About the
seminar

The Infovictims III Final Seminar will take place in Lisbon, on September 19th, at the Calouste Gulbenkian Foundation. The seminar will be the closing event of the Infovítimas III Project, promoted by APAV - Portuguese Association for Victim Support, between the years 2020 and 2022.

THE VENUE

 

Founded over 50 years ago, the Calouste Gulbenkian Foundation is one of the most important European foundations, developing a wide range of activities in Portugal and abroad through its own projects or in partnership with other entities, and through the award of grants and scholarships. The Foundation has branches in Paris and London, cities in which Calouste Gulbenkian lived.

At its headquarters in Lisbon, the Foundation has a Museum, a Modern Art Centre and an Art Library, as well as an Orchestra and Chorus that perform throughout the year as part of an international music season.

It holds individual and collective exhibitions, promotes international conferences, and trainings, and organises an extensive programme of educational activities for children and adults. It distributes subsidies and scholarships for training in Portugal and abroad and supports programmes and projects of scientific, educational and artistic nature. It carries out an intense publishing activity, mainly through its plan of university textbook editions. It promotes and stimulates development aid projects with the Portuguese-speaking African countries and Timor-leste. It promotes Portuguese culture abroad and has also developed a programme to preserve the testimonies of the Portuguese presence in the world. In parallel to its activities in Portugal and abroad to promote Portuguese culture, the Foundation develops a programme of activities for the Armenian Diaspora to disseminate its language and culture.

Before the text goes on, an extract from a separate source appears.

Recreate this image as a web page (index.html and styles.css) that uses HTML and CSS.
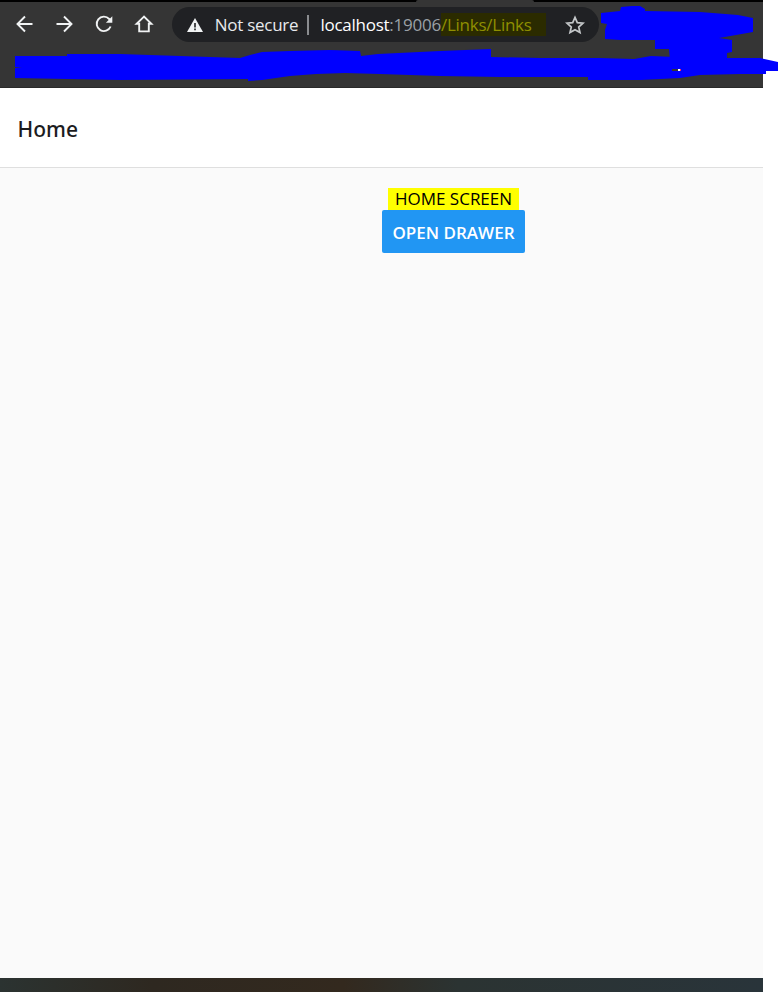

More about Calouste Gulbenkian Foundation.

 

About
Infovictims


The project

The Infovictims project was launched in 2011 with the aim of contributing to the quantity and quality of information available to victims of crime – and to society in general – about the criminal justice system, their rights and how to exercise them. In each edition, the Infovítimas project has expanded in partnerships and prospects, having this third edition included partners from Portugal, Germany, Greece, Ireland, Lithuania, Poland and Czech Republic.

After the success of the first two editions, we now celebrate, in this seminar, the end of another edition of Infovítimas in which the teamwork between all partners involved allowed the development and dissemination of information tools with essential contents to the full exercise of the rights of victims of crime.

The right to information is the cornerstone of victims’ rights as it is contingent upon its full exercise that a victim may become aware of and benefit from the set of rights established at EU and national level. Furthermore, the criminal justice system is, in most countries, quite complex to understand for the common citizen and uses almost a language of its own. Bearing these two assumption in mind, APAV started an 11 years’ journey of making information on victims’ rights a reality, including for victims with disabilities.

In order to the right to information to be fulfilled, information must be delivered in a language and manner that all the victims can understand: the language used in the informative materials shall be easily apprehensible by everyone, there shall be informative tools adapted to the communication abilities of different groups of victims (like children, people with disabilities, etc.) and it must be available in several languages and means.

The Infovictims model of providing information to victims of crime is one where a victim of crime benefits from a set of information materials, in their mother-tongue, explaining in a very simple language, which are the rights provisioned and ways to exercise them, from as early as before the crime is reported to the competent authorities.

The tools developed within the scope of the Infovítimas project were designed so that information could be made available in different formats and thus extend its reach to different target groups. As such, Infovítimas materials can be found online - through the website and app - but also in physical format, through brochures, posters, posters and leaflets. The Infovictims website also has inclusive versions for people with visual or hearing disabilities.